REQUIRED TASK => Extract everything from the first line through the line with "import React from 'react';", both ends included, except for any pictures.

DATA IN THIS EXERCISE =>
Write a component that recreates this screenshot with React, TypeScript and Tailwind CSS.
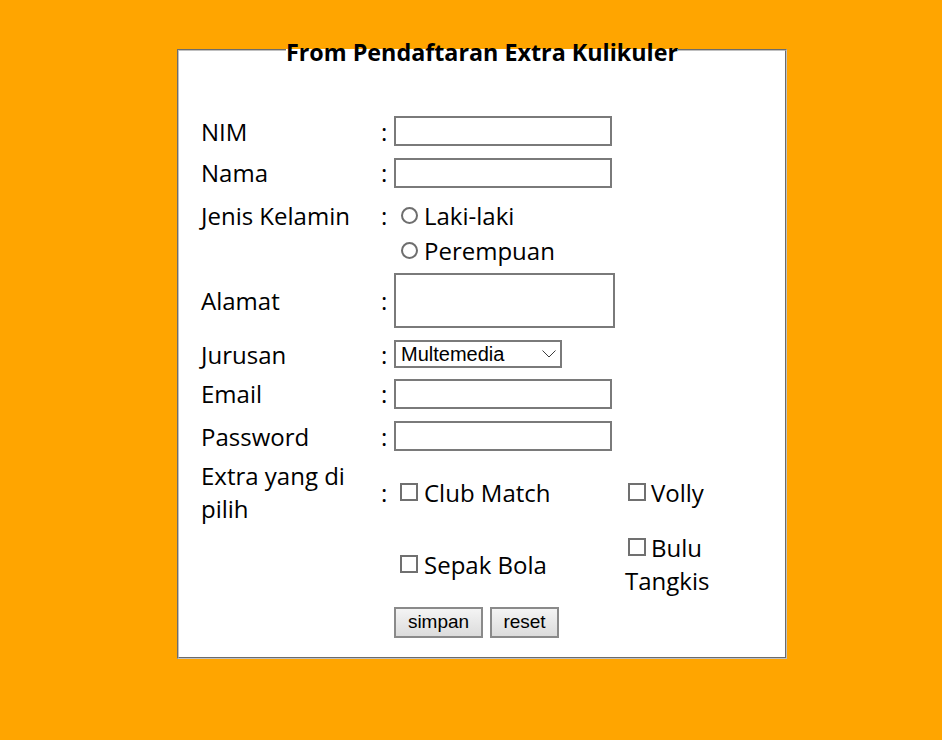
import React from 'react';

const inputCls =
  "w-[218px] h-[30px] border-2 border-[#7a7a7a] bg-white px-[3px] font-['Liberation_Sans',Arial,sans-serif] text-[18px] text-black outline-none";

const Check = ({ label, first }: { label: string; first?: boolean }) => (
  <label className="block">
    <input
      type="checkbox"
      className={
        first
          ? 'appearance-none w-[18px] h-[18px] border-2 border-[#707070] bg-white align-[1px] ml-[6px] mr-[6px]'
          : 'appearance-none w-[18px] h-[18px] border-2 border-[#707070] bg-white align-[1px] ml-[3px] mr-[5px]'
      }
    />
    {label}
  </label>
);

const Radio = ({ label }: { label: string }) => (
  <label className="block">
    <input
      type="radio"
      name="jk"
      className="appearance-none w-[17px] h-[17px] rounded-full border-2 border-[#6e6e6e] bg-white align-[1px] ml-[7px] mr-[6px]"
    />
    {label}
  </label>
);

export default function App() {
  return (
    <div className="min-h-screen bg-[#ffa500] pt-[31px]">
      <form>
        <fieldset className="ml-[177px] w-[610px] border-2 [border-style:groove] border-[#c0c0c0] bg-white px-[22px] pt-[41px] pb-[12px] font-['Open_Sans',sans-serif] text-[24px] leading-[33px] text-black">
          <legend className="mx-auto px-0 pt-[4px] font-bold text-[23.3px] leading-[34px]">From Pendaftaran Extra Kulikuler</legend>

          <div className="grid grid-cols-[180px_13px_1fr] grid-rows-[42px_41px_44px_26px_75px_32px_47px_38px_74px_70px_46px] items-center">
            {/* NIM */}
            <div>NIM</div>
            <div>:</div>
            <div className="flex">
              <input type="text" className={inputCls} />
            </div>

            {/* Nama */}
            <div>Nama</div>
            <div>:</div>
            <div className="flex">
              <input type="text" className={inputCls} />
            </div>

            {/* Jenis Kelamin */}
            <div>Jenis Kelamin</div>
            <div>:</div>
            <Radio label="Laki-laki" />
            <div />
            <div />
            <Radio label="Perempuan" />

            {/* Alamat */}
            <div>Alamat</div>
            <div>:</div>
            <div className="flex">
              <textarea className="w-[221px] h-[55px] border-2 border-[#7a7a7a] bg-white resize-none outline-none font-['Liberation_Sans',Arial,sans-serif] text-[18px]" />
            </div>

            {/* Jurusan */}
            <div>Jurusan</div>
            <div>:</div>
            <div className="flex">
              <div className="relative flex">
                <select className="appearance-none w-[168px] h-[28px] border-2 border-[#7a7a7a] bg-white pl-[5px] font-['Liberation_Sans',Arial,sans-serif] text-[20px] leading-[24px] text-black outline-none">
                  <option>Multemedia</option>
                  <option>Teknik Informatika</option>
                  <option>Sistem Informasi</option>
                </select>
                <svg
                  className="pointer-events-none absolute right-[6px] top-1/2 -translate-y-1/2"
                  width="14"
                  height="8"
                  viewBox="0 0 14 8"
                  fill="none"
                >
                  <path d="M0.5 0.5 L7 7 L13.5 0.5" stroke="#3c3c3c" strokeWidth="1" />
                </svg>
              </div>
            </div>

            {/* Email */}
            <div>Email</div>
            <div>:</div>
            <div className="flex">
              <input type="email" className={inputCls} />
            </div>

            {/* Password */}
            <div>Password</div>
            <div>:</div>
            <div className="flex">
              <input type="password" className={inputCls} />
            </div>

            {/* Extra */}
            <div>Extra yang di pilih</div>
            <div>:</div>
            <div className="grid grid-cols-[231px_88px] items-center">
              <Check label="Club Match" first />
              <Check label="Volly" />
            </div>
            <div />
            <div />
            <div className="grid grid-cols-[231px_88px] items-center">
              <Check label="Sepak Bola" first />
              <Check label="Bulu Tangkis" />
            </div>

            {/* Buttons */}
            <div />
            <div />
            <div className="flex gap-[7px]">
              <button
                type="submit"
                className="w-[89px] h-[31px] border-2 border-[#8a8a8a] bg-linear-to-b from-[#f4f4f4] to-[#dcdcdc] font-['Liberation_Sans',Arial,sans-serif] text-[19px] leading-[24px] text-black"
              >
                simpan
              </button>
              <button
                type="reset"
                className="w-[69px] h-[31px] border-2 border-[#8a8a8a] bg-linear-to-b from-[#f4f4f4] to-[#dcdcdc] font-['Liberation_Sans',Arial,sans-serif] text-[19px] leading-[24px] text-black"
              >
                reset
              </button>
            </div>
          </div>
        </fieldset>
      </form>
    </div>
  );
}
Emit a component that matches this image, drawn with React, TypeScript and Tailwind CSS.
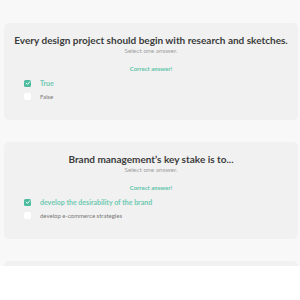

SOLUTION TO THIS TASK =>
Write a component that recreates this screenshot with React, TypeScript and Tailwind CSS.
import React from 'react';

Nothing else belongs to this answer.